Other Hank standards include Hey Good Lookin’, Your Cheatin’ Heart, I’m So Lonesome I Could Cry, Kaw-Liga, Move It On Over (later ripped off for Rock Around The Clock), You Win Again, and Jambalaya.

Three of these feature twice in this mix: Al Green’s and Barbara Lynn’s versions of I’m So Lonesome I Could Cry, Fats Domino’s and James Brown’s interpretations of Your Cheatin’ Heart, and Johnny Cash’s 1958 version of You Win Again is echoed in 1978 by The Rolling Stones (who themselves were the subject of a Songbook in June). You Win Again also featured in The Beatles’ film Let It Be, sung by John Lennon.

Hank Williams and wife Audrey Sheppard with Hank’s band The Drifting Cowboys.

The two Hanks, Senior and Junior, open the mix in a pairing that anticipates Nat and Natalie Cole’s Unforgettable duet by 25 years (Nat, by the way, covered Hank at least twice). In 1965 the technology wasn’t quite so advanced as it would be in 1990, so the recording of Move It On Over basically is an overdub of Hank Jr mixed with the original recording from 1947.
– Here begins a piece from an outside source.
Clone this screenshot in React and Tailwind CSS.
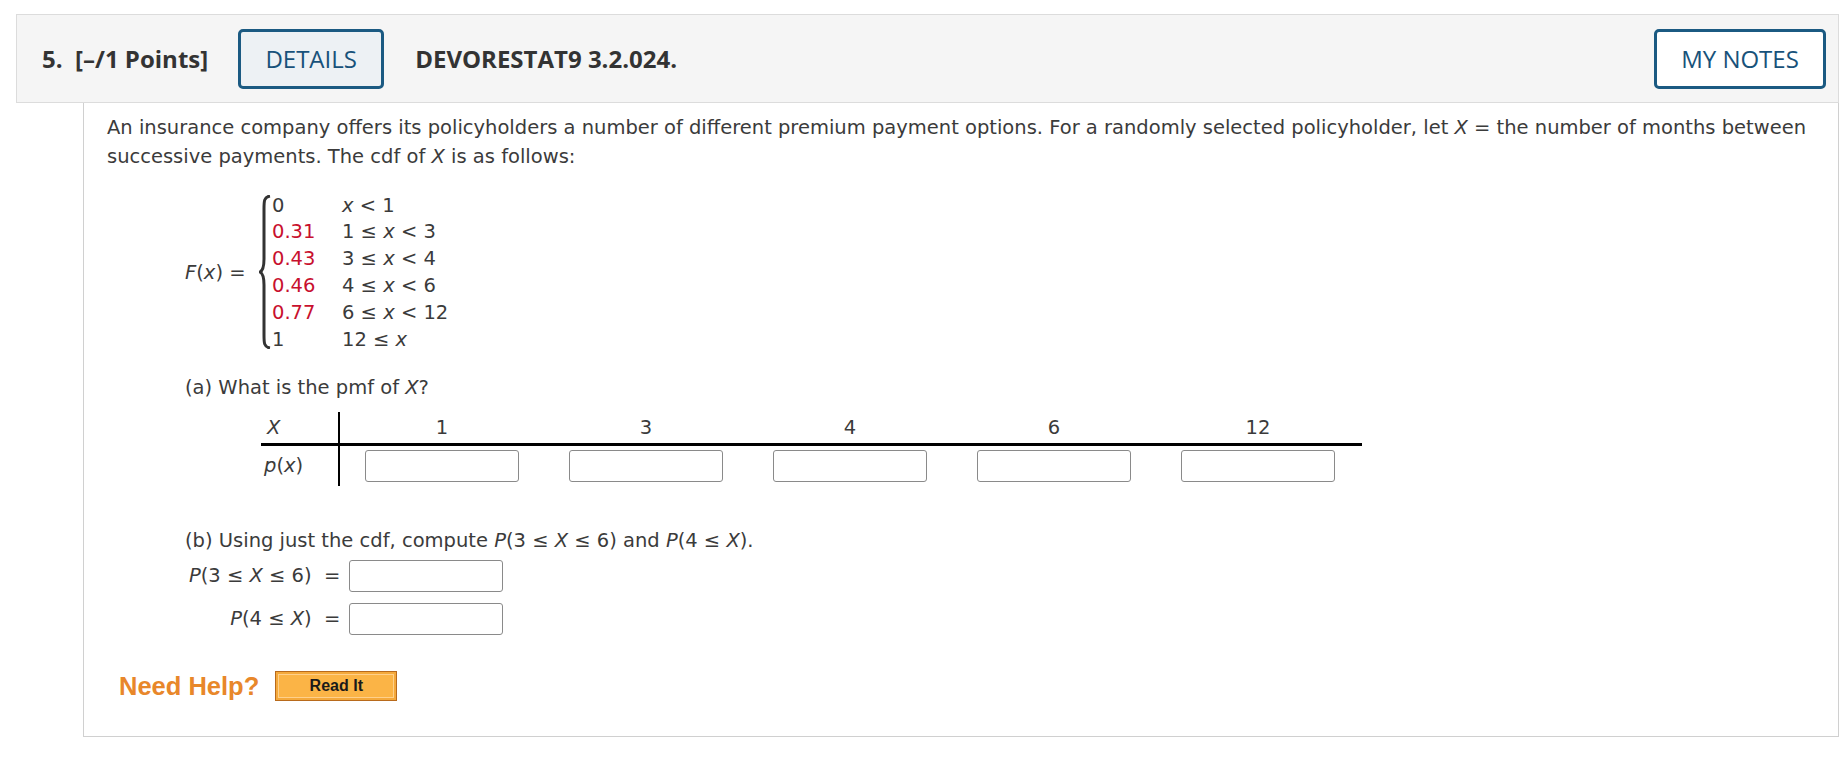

The line-up of artists in this collection shows just how adaptable Hank’s songs were: from various types of country to the jazz crooning of Tony Bennett to the rock & roll of Little Richard to the soul of Isaac Hayes to the new wave of Elvis Costello to the folk-rock of Patty Griffin to the indie of Camper Van Beethoven to the jazz of Madeleine Peyroux. Even the Red Hot Chilli Peppers recorded Hank on their 1984 debut, though I won’t feature their version of Why Don’t You Love Me, because it isn’t very good (here we have Elvis Costello’s version).

I can imagine that some people might be put off from investigating Hank Williams’ music because they don’t like his voice, or the songs’ arrangements, or because they are just suspicious of country music, or don’t know where to start. I hope this mix will serve as a decent introduction to the songs of one of the greatest songwriters in popular music.

As ever, the mix is timed to fit on a standard CD-R, includes home-movedonovered covers, and the above text in an illustrated PDF.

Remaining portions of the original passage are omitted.